Operasyonun Moskova ve Ankara arasında artan iş birliğine işaret ettiğine değinen Özdemir "Türkiye'ye yakın bazı muhalif gruplar İdlib'den Afrin'e aktarıldı. Bu sayede de Suriye güçleri İdlib'in doğusundaki havalimanını çatışmasız şekilde ele geçirdi. Bu da Türkiye ve Rusya'nın iş birliğinin arttığını gösteriyor" diye konuştu.
‘OPERASYON KOORDİNELİ, HEM SURİYE HEM TÜRKİYE GELİŞMELERDEN MEMNUN'
Fırat Kalkanı ve Zeytin Dalı operasyonlarını karşılaştıran Özdemir "Fırat Kalkanı Harekatı'nın öncelikli hedefi IŞİD terör örgütünü bölgeden temizlemek olsa da operasyonun stratejik hedefi Suriye'de kurulmak istenen PKK/PYD koridorunu yarmaktı ve bu bağlamda başarılı bir operasyondu. Fırat Kalkanı Harekatı, PYD kantonları arasındaki karasal bağı engellemeyi hedefliyordu; şimdi de Zeytin Dalı'nın da Fırat Kalkanı'nın devamı olduğunu düşünebiliriz. Türkiye daha önce yarılma gerçekleştirdiği koridorda şimdi de temizleme işlemi yapıyor" ifadelerini kullandı.

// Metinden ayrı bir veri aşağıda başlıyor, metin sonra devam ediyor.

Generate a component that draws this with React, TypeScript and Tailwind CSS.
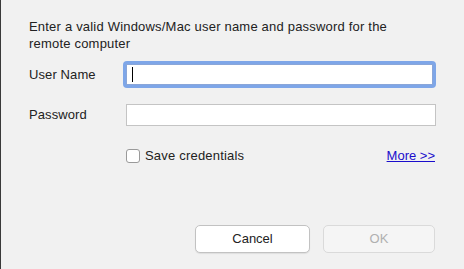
export default function App() {
  return (
    <div
      className="w-[464px] h-[269px] bg-[#f1f1f1] border-l border-[#3a3a3a] text-[13px] text-[#222] flex flex-col"
      style={{ fontFamily: '"Liberation Sans", Arial, sans-serif' }}
    >
      <p className="pl-[28px] pt-[18px] w-[420px] leading-[17px] tracking-[0.2px]">
        Enter a valid Windows/Mac user name and password for the remote computer
      </p>

      <div className="mt-[9px] pl-[28px] pr-[28px] flex items-center">
        <label className="w-[94px] tracking-[0.1px]">User Name</label>
        <div className="flex-1 rounded-[4px] bg-[#7ea6e8] p-[3px]">
          <div className="h-[21px] bg-white border border-[#8aa6d8] flex items-center pl-[5px]">
            <span className="w-px h-[15px] bg-black" />
          </div>
        </div>
      </div>

      <div className="mt-[16px] pl-[28px] pr-[28px] flex items-center">
        <label className="w-[97px] tracking-[0.1px]">Password</label>
        <div className="flex-1 h-[22px] bg-white border border-[#c4c4c4]" />
      </div>

      <div className="mt-[20px] pl-[125px] pr-[29px] flex items-center">
        <span className="w-[14px] h-[14px] rounded-[3px] border border-[#9a9a9a] bg-white" />
        <span className="ml-[5px] tracking-[0.2px]">Save credentials</span>
        <a className="ml-auto text-[#1a0dcc] underline">More &gt;&gt;</a>
      </div>

      <div className="mt-auto mb-[16px] pr-[29px] flex justify-end gap-[13px]">
        <button className="w-[115px] h-[28px] rounded-[5px] bg-white border border-[#c2c2c2] shadow-[0_1px_1px_rgba(0,0,0,0.08)]">
          Cancel
        </button>
        <button className="w-[112px] h-[28px] rounded-[5px] bg-[#f5f5f5] border border-[#dadada] text-[#b0b0b0]" disabled>
          OK
        </button>
      </div>
    </div>
  );
}
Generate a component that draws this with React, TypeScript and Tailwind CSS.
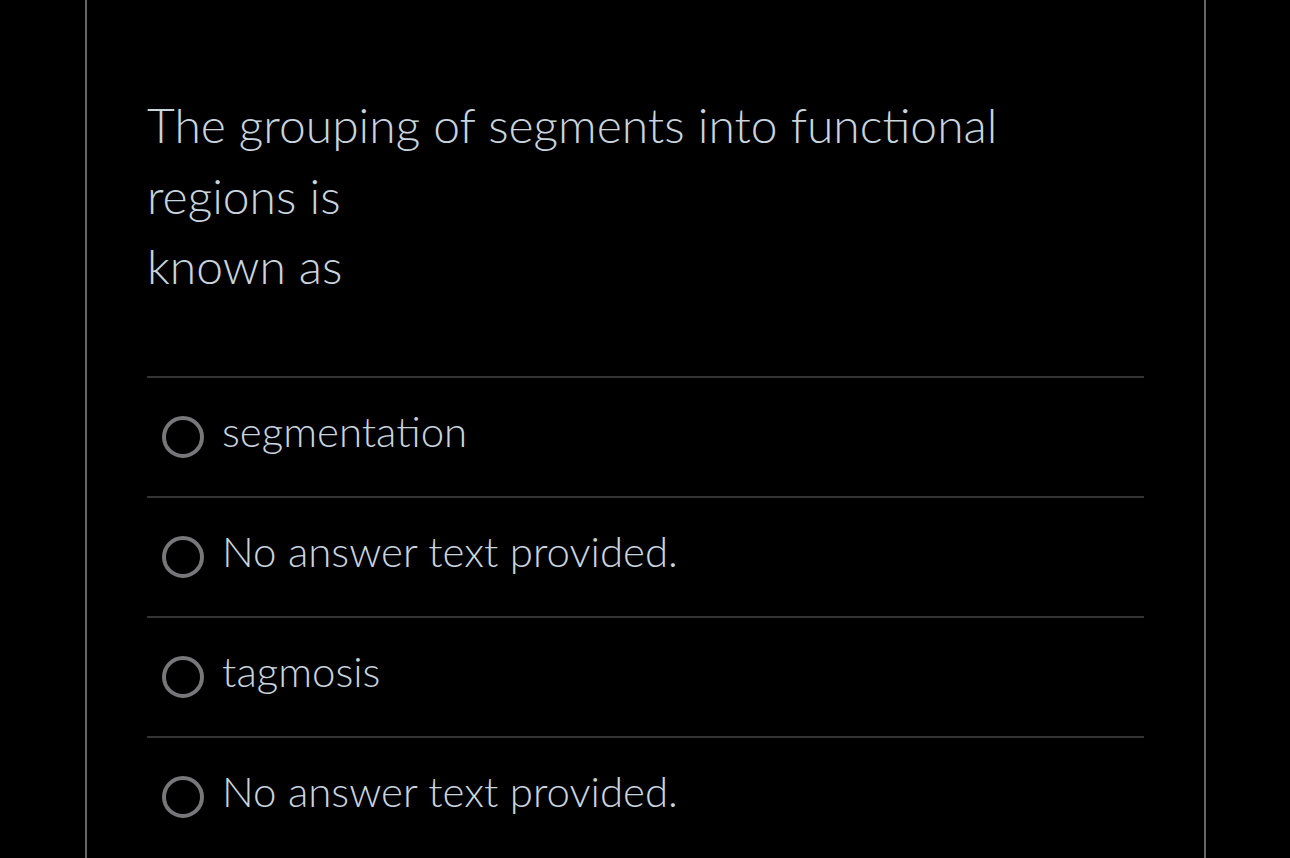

Operasyonun diplomatik açıklamalar üzerinden yorumlanmaması gerektiğine işaret eden Özdemir "Suriye hükümeti, Türkiye'nin operasyonunu kınasa da bu açıkça Rusya koordineli bir operasyon ve taraflar gidişattan memnun. Bu operasyon Türkiye'yi Suriye ile fiili barışma dönemine soktu. Süreç adım adım gidiyor. Her şey yolunda giderse, operasyonun ikinci aşaması Menbiç olur; daha sonra da Fırat'ın doğusu gelir. Afrin'de Türkiye ve Suriye fiilen barışıp; Menbiç'te de resmen barışabilir. Aynı zamanda ikinci aşamada PYD, Rusya'yı da tamamen karşısına alabilir. Üçüncü aşama olan Fırat'ın doğusunda ise bölge ülkeleri, PYD ve ABD'ye karşı birleşebilir" dedi.
"YPG, Afrin'i Suriye ordusuna teslim ederse, TSK ne yapar?" şeklindeki soru üzerine Özdemir "Buradaki gaye sınırın terör örgütlerinden temizlenmesi. Afrin veya İdlib ileride Suriye yönetimin kontrolüne geçerse operasyon zaten başarıya ulaşmış demektir. Zira nihai hedef Suriye'nin toprak bütünlüğüyse bu Şam'ın zaferi olur. Şam'ın kazanması ise Ankara'nın kazanmasıdır" diye yanıt verdi.
Türkiye, YPG'yi, PKK’nın Suriye’deki uzantısı olarak görüyor ve bu yapıyla ilişkili DSG gibi örgütlerin de 'terör örgütü' olarak kabul edilmesini istiyor. Ancak, Başta ABD olmak üzere Batılı güçler, Ankara’nın bu görüşünü kabul etmiyor. Ankara, ayrıca YPG'ye silah verilmesine de sert bir şekilde karşı çıkıyor.